Eurozone PMI Solidifies Recovery
The euro traded steadily above $1.33 on Friday morning after PMI data released on Thursday contributed to growing optimism in the 17-nation bloc.
The Wall Street Journal reported that eurozone composite PMI increased from 50.5 in July to 51.7 in August. The jump was especially encouraging as it showed the region was moving further ahead of the 50 point benchmark that indicates growth. Not only did the data show a marked improvement from last month, but it beat out analyst expectations of 50.9.
Germany led the region with a composite PMI of 53.4, which was attributed to a jump in new export orders. France's reading disappointed as its PMI fell to 47.9, which indicates contraction. However, analysts say it wasn't all bad for the eurozone's second largest economy; the nation's new orders rose and service expectations were positive.
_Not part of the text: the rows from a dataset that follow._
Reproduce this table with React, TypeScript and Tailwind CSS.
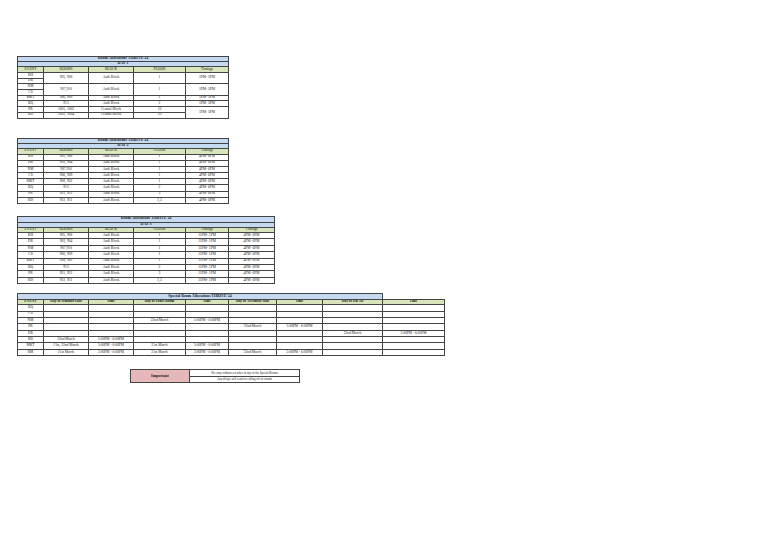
import React from 'react';

const cell = 'border border-[#444] p-0 text-center align-middle leading-none whitespace-nowrap overflow-hidden';
const head = `${cell} bg-[#d8e4bc]`;
const band = `${cell} bg-[#c5d9f1] font-bold text-[3.9px]`;

const Cols: React.FC<{ widths: number[] }> = ({ widths }) => (
  <colgroup>
    {widths.map((w, i) => (
      <col key={i} style={{ width: w }} />
    ))}
  </colgroup>
);

const mainCols = [26, 45, 45, 52, 43];

const Day1 = () => (
  <table className="table-fixed border-collapse w-[211px] mt-[1px]">
    <Cols widths={mainCols} />
    <tbody>
      <tr className="h-[5px]">
        <td colSpan={5} className={band}>Room Allocations THRIVE&apos;24</td>
      </tr>
      <tr className="h-[5px]">
        <td colSpan={5} className={band}>DAY 1</td>
      </tr>
      <tr className="h-[6px]">
        <td className={head}>EVENT</td>
        <td className={head}>ROOMS</td>
        <td className={head}>BLOCK</td>
        <td className={head}>FLOOR</td>
        <td className={head}>Timings</td>
      </tr>
      <tr className="h-[5.7px]">
        <td className={cell}>BH</td>
        <td rowSpan={2} className={cell}>905, 906</td>
        <td rowSpan={2} className={cell}>Audi Block</td>
        <td rowSpan={2} className={cell}>1</td>
        <td rowSpan={2} className={cell}>1PM- 5PM</td>
      </tr>
      <tr className="h-[5.7px]">
        <td className={cell}>DR</td>
      </tr>
      <tr className="h-[5.7px]">
        <td className={cell}>NM</td>
        <td rowSpan={2} className={cell}>907,910</td>
        <td rowSpan={2} className={cell}>Audi Block</td>
        <td rowSpan={2} className={cell}>1</td>
        <td rowSpan={2} className={cell}>1PM- 5PM</td>
      </tr>
      <tr className="h-[5.7px]">
        <td className={cell}>CS</td>
      </tr>
      <tr className="h-[5.7px]">
        <td className={cell}>MKT</td>
        <td className={cell}>906, 909</td>
        <td className={cell}>Audi Block</td>
        <td className={cell}>1</td>
        <td className={cell}>1PM- 5PM</td>
      </tr>
      <tr className="h-[5.7px]">
        <td className={cell}>BQ</td>
        <td className={cell}>913</td>
        <td className={cell}>Audi Block</td>
        <td className={cell}>2</td>
        <td className={cell}>1PM- 5PM</td>
      </tr>
      <tr className="h-[5.7px]">
        <td className={cell}>PR</td>
        <td className={cell}>1001, 1002</td>
        <td className={cell}>Central Block</td>
        <td className={cell}>10</td>
        <td rowSpan={2} className={cell}>1PM- 5PM</td>
      </tr>
      <tr className="h-[5.7px]">
        <td className={cell}>BD</td>
        <td className={cell}>1003, 1004</td>
        <td className={cell}>Central Block</td>
        <td className={cell}>10</td>
      </tr>
    </tbody>
  </table>
);

const day2Rows = [
  ['BH', '905, 906', '1'],
  ['DR', '903, 904', '1'],
  ['NM', '907,910', '1'],
  ['CS', '906, 909', '1'],
  ['MKT', '908, 902', '1'],
  ['BQ', '913', '2'],
  ['PR', '921, 922', '3'],
  ['BD', '923, 931', '2,3'],
];

const Day2 = () => (
  <table className="table-fixed border-collapse w-[211px] mt-[19px]">
    <Cols widths={mainCols} />
    <tbody>
      <tr className="h-[5px]">
        <td colSpan={5} className={band}>Room Allocations THRIVE&apos;24</td>
      </tr>
      <tr className="h-[5px]">
        <td colSpan={5} className={band}>DAY 2</td>
      </tr>
      <tr className="h-[6px]">
        <td className={head}>EVENT</td>
        <td className={head}>ROOMS</td>
        <td className={head}>BLOCK</td>
        <td className={head}>FLOOR</td>
        <td className={head}>Timings</td>
      </tr>
      {day2Rows.map(([ev, room, floor]) => (
        <tr key={ev} className="h-[6.2px]">
          <td className={cell}>{ev}</td>
          <td className={cell}>{room}</td>
          <td className={cell}>Audi Block</td>
          <td className={cell}>{floor}</td>
          <td className={cell}>4PM- 6PM</td>
        </tr>
      ))}
    </tbody>
  </table>
);

const Day3 = () => (
  <table className="table-fixed border-collapse w-[257px] mt-[12px]">
    <Cols widths={[26, 45, 45, 52, 43, 46]} />
    <tbody>
      <tr className="h-[5.5px]">
        <td colSpan={6} className={band}>Room Allocations THRIVE&apos;24</td>
      </tr>
      <tr className="h-[5px]">
        <td colSpan={6} className={band}>DAY 3</td>
      </tr>
      <tr className="h-[5.5px]">
        <td className={head}>EVENT</td>
        <td className={head}>ROOMS</td>
        <td className={head}>BLOCK</td>
        <td className={head}>FLOOR</td>
        <td className={head}>Timings</td>
        <td className={head}>Timings</td>
      </tr>
      {day2Rows.map(([ev, room, floor]) => (
        <tr key={ev} className="h-[6.4px]">
          <td className={cell}>{ev}</td>
          <td className={cell}>{room}</td>
          <td className={cell}>Audi Block</td>
          <td className={cell}>{floor}</td>
          <td className={cell}>11PM- 1PM</td>
          <td className={cell}>4PM- 6PM</td>
        </tr>
      ))}
    </tbody>
  </table>
);

const T = '5:00PM - 6:00PM';
const specialRows: string[][] = [
  ['BQ', '', '', '', '', '', '', '', ''],
  ['CS', '', '', '', '', '', '', '', ''],
  ['NM', '', '', '22nd March', T, '', '', '', ''],
  ['PR', '', '', '', '', '22nd March', T, '', ''],
  ['DR', '', '', '', '', '', '', '22nd March', T],
  ['BD', '22nd March', T, '', '', '', '', '', ''],
  ['MKT', '21st, 22nd March', T, '21st March', T, '', '', '', ''],
  ['BM', '21st March', T, '21st March', T, '22nd March', T, '', ''],
];

const Special = () => (
  <table className="table-fixed border-collapse w-[427px] mt-[9px]">
    <Cols widths={[26, 45, 45, 52, 43, 48, 46, 60, 62]} />
    <tbody>
      <tr className="h-[6px]">
        <td colSpan={8} className={band}>Special Room Allocations THRIVE&apos;24</td>
        <td className="p-0 border-0 border-b border-[#444]"></td>
      </tr>
      <tr className="h-[5px]">
        {['EVENT', 'Day of Seminar Hall', 'Time', 'Day of Panel Room', 'Time', 'Day of Assembly Hall', 'Time', 'Day of OK ID', 'Time'].map(
          (h, i) => (
            <td key={i} className={`${head} font-bold`}>
              {h}
            </td>
          )
        )}
      </tr>
      {specialRows.map((r) => (
        <tr key={r[0]} className="h-[6.4px]">
          {r.map((c, i) => (
            <td key={i} className={cell}>
              {c}
            </td>
          ))}
        </tr>
      ))}
    </tbody>
  </table>
);

const Important = () => (
  <div className="flex mt-[13px] ml-[113px] h-[14px]">
    <div className="w-[60px] bg-[#e6b8b7] border border-[#444] flex items-center justify-center font-bold text-[4px]">
      Important
    </div>
    <div className="w-[110px] flex flex-col border border-l-0 border-[#444] text-[3px]">
      <div className="flex-1 flex items-center justify-center border-b border-[#444] leading-none">
        No entry without a teacher in any of the Special Rooms
      </div>
      <div className="flex-1 flex items-center justify-center leading-none">
        Any delays will result in calling off of rounds
      </div>
    </div>
  </div>
);

export default function App() {
  return (
    <div className="w-[768px] h-[543px] bg-white pl-[17px] pt-[55px] text-[3.6px] text-[#222] font-['Liberation_Serif',serif] overflow-hidden">
      <Day1 />
      <Day2 />
      <Day3 />
      <Special />
      <Important />
    </div>
  );
}
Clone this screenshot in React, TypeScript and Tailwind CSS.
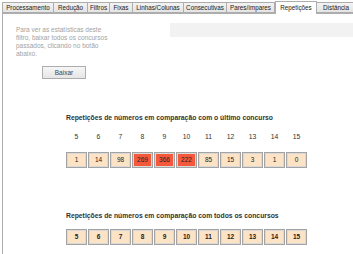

Many think the poor PMI score could be understating the resilience of the French economy.
The data also showed that manufacturing and service sectors were even improving in peripheral countries, something the eurozone has struggled with. The European Central bank has been tasked with stimulating growth, but despite the measures taken, the effects of the bank's accommodative policies have failed to reach struggling countries like Spain and Italy. The improved PMI data is encouraging, and shows that even some of the eurozone's struggling south are improving.
There were some dark spots in the data, particularly that manufacturers cut their workforce at a faster pace in August than in July. Eurozone unemployment is a huge problem for the region, and if companies are cutting costs to become more competitive, the problem will only grow.